Une sensibilisation pour rendre concret les migrations

Imaginé à Toulon par des étudiants du Master Droit des étrangers originaires de sept pays, avec l’Association des Maisons Don Bosco et le collège Bon Accueil à Toulon, la sensibilisation « Sur la route avec les migrants » est adapté au programme de géographie et d’EMC (Enseignement Moral et Civique) des classes de quatrièmes : Interactif, il vise à mettre les jeunes dans la peau de migrants en quête de la « République de Terre Promise », 34 histoires élaborées par des jeunes du réseau salésien qui ont accepté de témoigner, permettent des jeux de rôles : « je suis un réfugié climatique », « je suis un ancien enfant des rues », etc. Des outils très concrets (passeport, récépissé de titre de séjour…) sont mis à disposition et différentes scènes sont jouées : avec des passeurs qui viennent les chercher, les forces Frontex[1] qui les bloquent, des douaniers mafieux qui se livrent à la corruption, des membres de la Cimade qui les aident à remplir leurs demandes de séjour, etc.

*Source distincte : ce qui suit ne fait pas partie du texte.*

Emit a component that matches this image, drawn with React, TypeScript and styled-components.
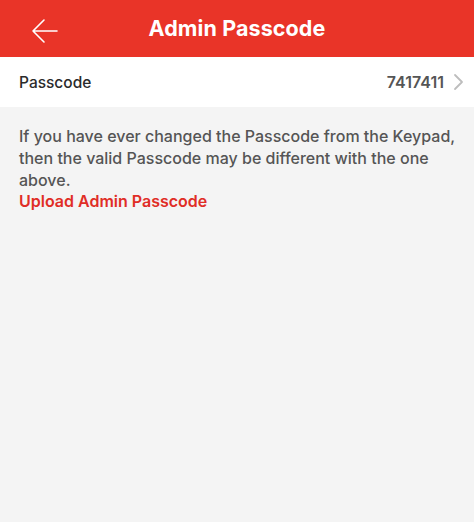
import React from 'react';
import styled, { createGlobalStyle } from 'styled-components';

const GlobalStyle = createGlobalStyle`
  html, body {
    margin: 0;
    padding: 0;
    background: #f4f4f4;
  }
  body {
    font-family: Inter, "Noto Sans", sans-serif;
    -webkit-font-smoothing: antialiased;
  }
`;

const Page = styled.div`
  min-height: 100vh;
  background: #f4f4f4;
`;

const Header = styled.header`
  height: 57px;
  background: #e93428;
  display: flex;
  align-items: center;
  justify-content: center;
  position: relative;
`;

const BackButton = styled.button`
  position: absolute;
  left: 30px;
  top: 16px;
  width: 30px;
  height: 30px;
  padding: 0;
  border: 0;
  background: none;
  display: flex;
  align-items: center;
  justify-content: center;
`;

const Title = styled.h1`
  margin: 0 0 2px 0;
  color: #fff;
  font-size: 21.5px;
  font-weight: 700;
  letter-spacing: 0.1px;
`;

const Row = styled.div`
  height: 50px;
  background: #fff;
  display: flex;
  align-items: center;
  padding: 0 10px 0 19px;
`;

const Label = styled.span`
  flex: 1;
  font-size: 15.5px;
  font-weight: 500;
  color: #2b2b2b;
`;

const Value = styled.span`
  font-size: 16px;
  font-weight: 600;
  color: #555;
  margin-right: 8px;
`;

const Note = styled.div`
  padding: 18px 19px 0 19px;
`;

const Text = styled.p`
  margin: 0;
  font-size: 16px;
  line-height: 22px;
  font-weight: 500;
  color: #555;
`;

const Link = styled.a`
  display: block;
  margin-top: 0;
  font-size: 16px;
  line-height: 20px;
  font-weight: 600;
  color: #e02d26;
  text-decoration: none;
`;

export default function App() {
  return (
    <Page>
      <GlobalStyle />
      <Header>
        <BackButton aria-label="Back">
          <svg width="28" height="26" viewBox="0 0 28 26" fill="none" stroke="#fff" strokeWidth="1.6" strokeLinecap="round" strokeLinejoin="round">
            <path d="M2 13h24M13 2L2 13l11 11" />
          </svg>
        </BackButton>
        <Title>Admin Passcode</Title>
      </Header>
      <Row>
        <Label>Passcode</Label>
        <Value>7417411</Value>
        <svg width="12" height="18" viewBox="0 0 12 18" fill="none" stroke="#bdbdbd" strokeWidth="1.8" strokeLinecap="round" strokeLinejoin="round">
          <path d="M3 2l7 7-7 7" />
        </svg>
      </Row>
      <Note>
        <Text>
          If you have ever changed the Passcode from the Keypad, then the valid Passcode may be different with the one above.
        </Text>
        <Link href="#">Upload Admin Passcode</Link>
      </Note>
    </Page>
  );
}
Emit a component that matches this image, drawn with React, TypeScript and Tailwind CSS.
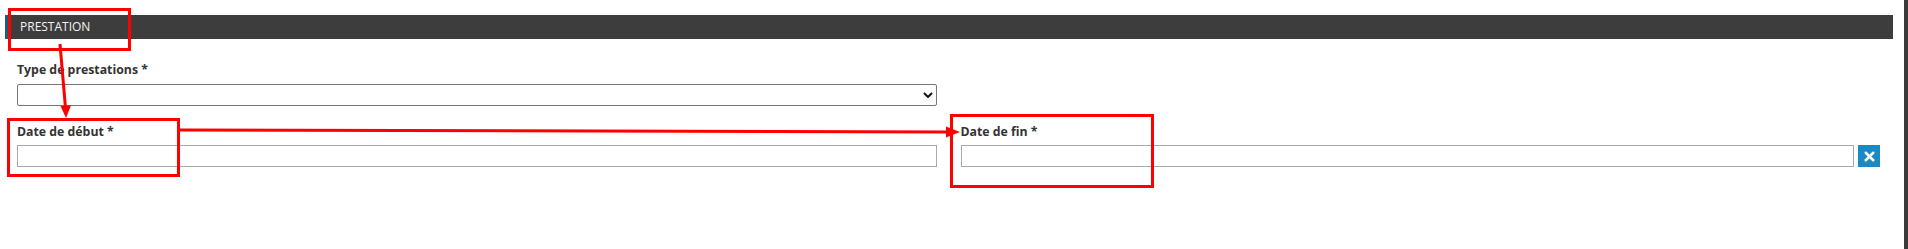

La sensibilisation s’organise sur deux jours, une heure en classe afin de partir des connaissances des jeunes sur les migrations et partager le témoignage de jeunes adultes ayant été MNA, puis une phase d’expérience, sous la forme de jeu de rôle d’une heure également suivie d’une relecture (en 45 minutes) de ce qui s’est vécu.

[1] Agence européenne pour la gestion de la coopération opérationnelle aux frontières extérieures des États membres de l’UE.